Chapter 4 presents the results obtained from the simulation of samples of 100,000 devices with random discrete dopants. These results are statistically analysed and the factors contributing to random dopant fluctuations are investigated by employing data mining techniques. Further analysis is carried out to show how the distribution of threshold voltage can be reconstructed from the underlying device properties. A statistical enhancement methodology for random dopant simulations is developed and the accuracy of this approach is analysed by validating results against the original simulation data.

The impact of line edge roughness is investigated in Chapter 5, where the results of simulations of samples of 10,000–25,000 devices are presented. The corresponding device parameters contributing to LER-induced variability are deduced and two approaches for reconstructing the distribution of threshold voltage are proposed. Details of statistical enhancement methodologies for LER simulations are also given. The width dependence of LER-induced variability is analysed and the developed statistical enhancement methodology is applied and verified against simulation data. Finally, the impact of LER on alternative device architectures is investigated and the enhancement methodology again verified through comparison to simulation data.

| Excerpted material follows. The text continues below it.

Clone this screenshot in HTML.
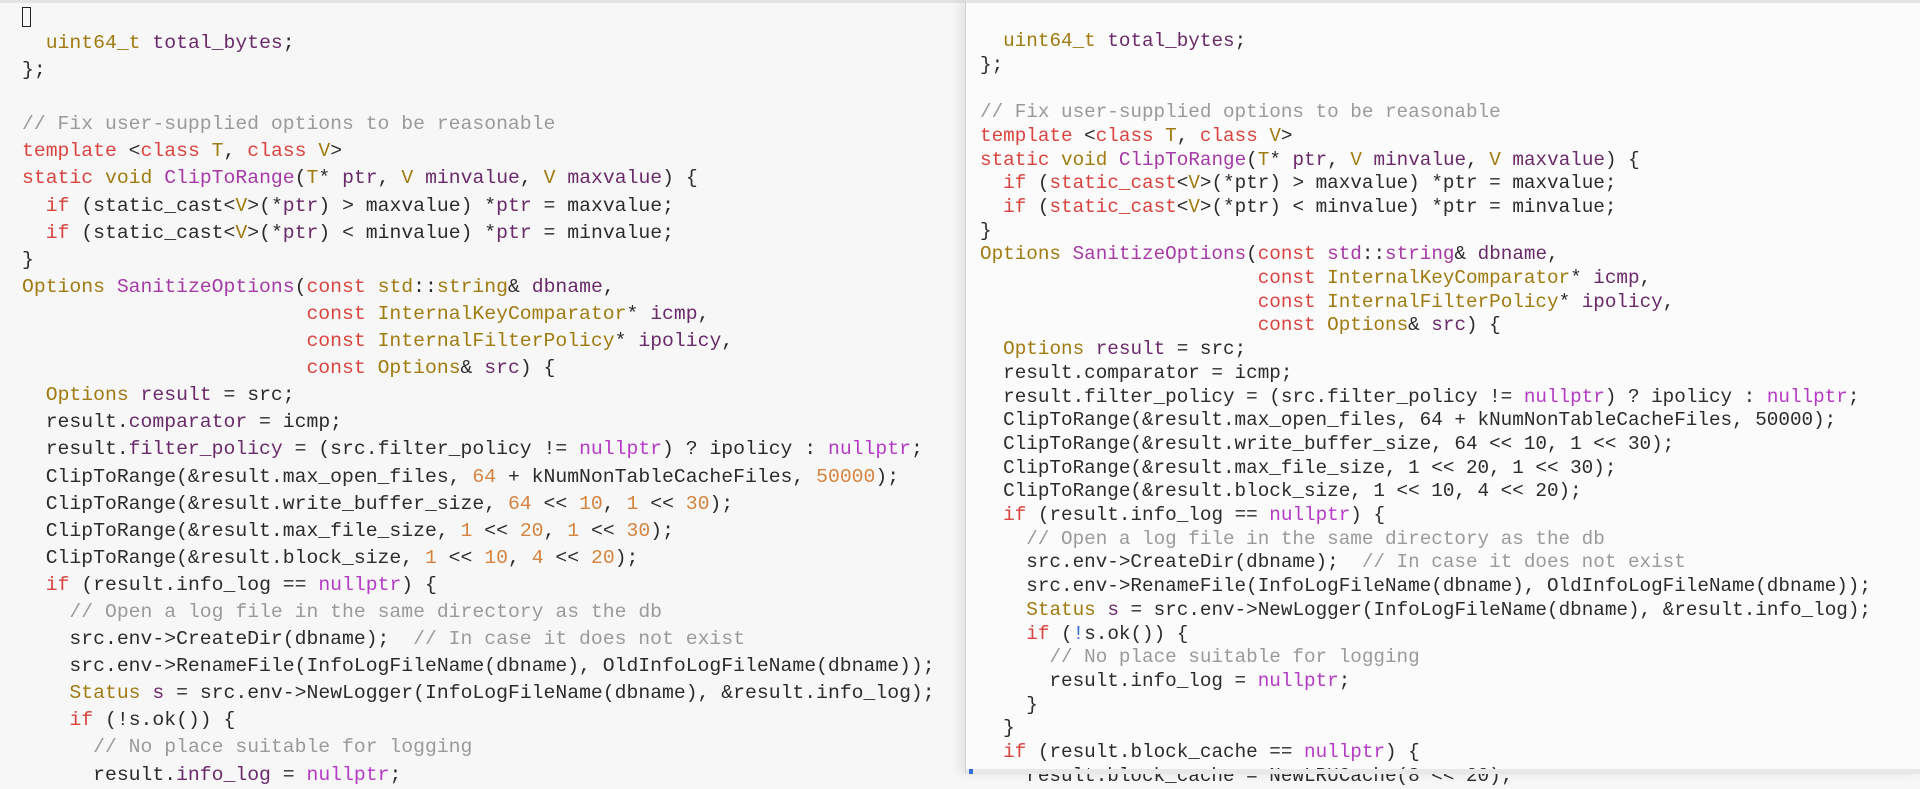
<!DOCTYPE html>
<html><head><meta charset="utf-8"><style>
html,body{margin:0;padding:0;width:1920px;height:774px;overflow:hidden;background:#f7f7f7;}
.l{position:absolute;left:0;top:0;width:965px;height:774px;background:#f7f7f8;border-top:3px solid #e3e3e3;box-sizing:border-box;}
.r{position:absolute;left:965px;top:0;width:955px;height:774px;background:#fbfbfb;border-left:1px solid #d0d0d0;box-shadow:-6px 0 10px rgba(0,0,0,0.08);border-top:3px solid #e3e3e3;box-sizing:border-box;}
pre{margin:0;position:absolute;font-family:"Liberation Mono",monospace;color:#2b2b2b;white-space:pre;}
.l pre{left:22px;top:27px;font-size:19.75px;line-height:27.1px;}
.r pre{left:14px;top:27px;font-size:19.3px;line-height:23.7px;}
.k{color:#d9443f}.t{color:#a07b10}.v{color:#6a2a6a}.f{color:#a63aa6}.c{color:#9a9a9a}.n{color:#d4843e}.np{color:#b43cc4}.b{color:#2f6fd6}
.cur{position:absolute;left:22px;top:4px;width:9px;height:20px;border:1.5px solid #222;box-sizing:border-box;}
.bar{position:absolute;left:0;bottom:0;width:955px;height:5px;background:#e8e8e8}
.bar i{position:absolute;left:3px;top:0;width:4px;height:5px;background:#2f6fd6}
</style></head><body>
<div class="l"><div class="cur"></div><pre>
  <span class="t">uint64_t</span> <span class="v">total_bytes</span>;
};

<span class="c">// Fix user-supplied options to be reasonable</span>
<span class="k">template</span> &lt;<span class="k">class</span> <span class="t">T</span>, <span class="k">class</span> <span class="t">V</span>&gt;
<span class="k">static</span> <span class="t">void</span> <span class="f">ClipToRange</span>(<span class="t">T</span>* <span class="v">ptr</span>, <span class="t">V</span> <span class="v">minvalue</span>, <span class="t">V</span> <span class="v">maxvalue</span>) {
  <span class="k">if</span> (static_cast&lt;<span class="t">V</span>&gt;(*<span class="v">ptr</span>) &gt; maxvalue) *<span class="v">ptr</span> = maxvalue;
  <span class="k">if</span> (static_cast&lt;<span class="t">V</span>&gt;(*<span class="v">ptr</span>) &lt; minvalue) *<span class="v">ptr</span> = minvalue;
}
<span class="t">Options</span> <span class="f">SanitizeOptions</span>(<span class="k">const</span> <span class="t">std</span>::<span class="t">string</span>&amp; <span class="v">dbname</span>,
                        <span class="k">const</span> <span class="t">InternalKeyComparator</span>* <span class="v">icmp</span>,
                        <span class="k">const</span> <span class="t">InternalFilterPolicy</span>* <span class="v">ipolicy</span>,
                        <span class="k">const</span> <span class="t">Options</span>&amp; <span class="v">src</span>) {
  <span class="t">Options</span> <span class="v">result</span> = src;
  result.<span class="v">comparator</span> = icmp;
  result.<span class="v">filter_policy</span> = (src.filter_policy != <span class="np">nullptr</span>) ? ipolicy : <span class="np">nullptr</span>;
  ClipToRange(&amp;result.max_open_files, <span class="n">64</span> + kNumNonTableCacheFiles, <span class="n">50000</span>);
  ClipToRange(&amp;result.write_buffer_size, <span class="n">64</span> &lt;&lt; <span class="n">10</span>, <span class="n">1</span> &lt;&lt; <span class="n">30</span>);
  ClipToRange(&amp;result.max_file_size, <span class="n">1</span> &lt;&lt; <span class="n">20</span>, <span class="n">1</span> &lt;&lt; <span class="n">30</span>);
  ClipToRange(&amp;result.block_size, <span class="n">1</span> &lt;&lt; <span class="n">10</span>, <span class="n">4</span> &lt;&lt; <span class="n">20</span>);
  <span class="k">if</span> (result.info_log == <span class="np">nullptr</span>) {
    <span class="c">// Open a log file in the same directory as the db</span>
    src.env-&gt;CreateDir(dbname);  <span class="c">// In case it does not exist</span>
    src.env-&gt;RenameFile(InfoLogFileName(dbname), OldInfoLogFileName(dbname));
    <span class="t">Status</span> <span class="v">s</span> = src.env-&gt;NewLogger(InfoLogFileName(dbname), &amp;result.info_log);
    <span class="k">if</span> (!s.ok()) {
      <span class="c">// No place suitable for logging</span>
      result.<span class="v">info_log</span> = <span class="np">nullptr</span>;
</pre></div>
<div class="r"><pre>
  <span class="t">uint64_t</span> <span class="v">total_bytes</span>;
};

<span class="c">// Fix user-supplied options to be reasonable</span>
<span class="k">template</span> &lt;<span class="k">class</span> <span class="t">T</span>, <span class="k">class</span> <span class="t">V</span>&gt;
<span class="k">static</span> <span class="t">void</span> <span class="f">ClipToRange</span>(<span class="t">T</span>* <span class="v">ptr</span>, <span class="t">V</span> <span class="v">minvalue</span>, <span class="t">V</span> <span class="v">maxvalue</span>) {
  <span class="k">if</span> (<span class="k">static_cast</span>&lt;<span class="t">V</span>&gt;(*ptr) &gt; maxvalue) *ptr = maxvalue;
  <span class="k">if</span> (<span class="k">static_cast</span>&lt;<span class="t">V</span>&gt;(*ptr) &lt; minvalue) *ptr = minvalue;
}
<span class="t">Options</span> <span class="f">SanitizeOptions</span>(<span class="k">const</span> <span class="f">std</span>::<span class="f">string</span>&amp; <span class="v">dbname</span>,
                        <span class="k">const</span> <span class="t">InternalKeyComparator</span>* <span class="v">icmp</span>,
                        <span class="k">const</span> <span class="t">InternalFilterPolicy</span>* <span class="v">ipolicy</span>,
                        <span class="k">const</span> <span class="t">Options</span>&amp; <span class="v">src</span>) {
  <span class="t">Options</span> <span class="v">result</span> = src;
  result.comparator = icmp;
  result.filter_policy = (src.filter_policy != <span class="np">nullptr</span>) ? ipolicy : <span class="np">nullptr</span>;
  ClipToRange(&amp;result.max_open_files, 64 + kNumNonTableCacheFiles, 50000);
  ClipToRange(&amp;result.write_buffer_size, 64 &lt;&lt; 10, 1 &lt;&lt; 30);
  ClipToRange(&amp;result.max_file_size, 1 &lt;&lt; 20, 1 &lt;&lt; 30);
  ClipToRange(&amp;result.block_size, 1 &lt;&lt; 10, 4 &lt;&lt; 20);
  <span class="k">if</span> (result.info_log == <span class="np">nullptr</span>) {
    <span class="c">// Open a log file in the same directory as the db</span>
    src.env-&gt;CreateDir(dbname);  <span class="c">// In case it does not exist</span>
    src.env-&gt;RenameFile(InfoLogFileName(dbname), OldInfoLogFileName(dbname));
    <span class="t">Status</span> <span class="v">s</span> = src.env-&gt;NewLogger(InfoLogFileName(dbname), &amp;result.info_log);
    <span class="k">if</span> (<span class="b">!</span>s.ok()) {
      <span class="c">// No place suitable for logging</span>
      result.info_log = <span class="np">nullptr</span>;
    }
  }
  <span class="k">if</span> (result.block_cache == <span class="np">nullptr</span>) {
    result.block_cache = NewLRUCache(8 &lt;&lt; 20);
</pre><div class="bar"><i></i></div></div>
</body></html>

In Chapter 6, the results of simulations of the combined effects of random dopants and line edge roughness are presented. Again, samples of 100,000

devices have been simulated in order to accurately capture the true shape of the distribution of threshold voltage. The methodologies developed in the previous two chapters are revisited and used to reconstruct to distribution of  $V_T$  due to combined RDD and LER-induced fluctuations. The accuracy of the statistical enhancement techniques is verified and the saving in computational cost by employing these techniques is demonstrated.

Finally, the conclusions for this work are drawn in Chapter 7. The main results are summarised and suggestions are made for possible extensions to this work that may be carried out in the future.

### Chapter 2

### Background

The continued scaling of conventional bulk MOSFETs has been one of the primary focuses of semiconductor research since Dennard proposed his generalized scaling rules [13]. In the last decade, the semiconductor industry has devoted much effort to scaling MOSFETs into the nanometer regime and MOSFETs in the 45 nm technology generation with channel lengths of 35 nm are currently in mass production [27]. Physical gate lengths below 30 nm are expected in the 32 nm technology generation [28], and according to the ITRS [12] physical gate lengths down to 17 nm are predicted for the end of applicability of bulk MOSFETs. SOI and eventually multi-gate devices are expected to take over at sub-16 nm technology generations. However, despite extensive research into alternative architectures, bulk MOSFETs remain the present device architecture of choice due to the difficulties in the large-scale integration of these new device architectures [29]. The cost and risk associated with transitioning to new architectures is a hugely important consideration for integrated device manufactures (IDMs) and foundries.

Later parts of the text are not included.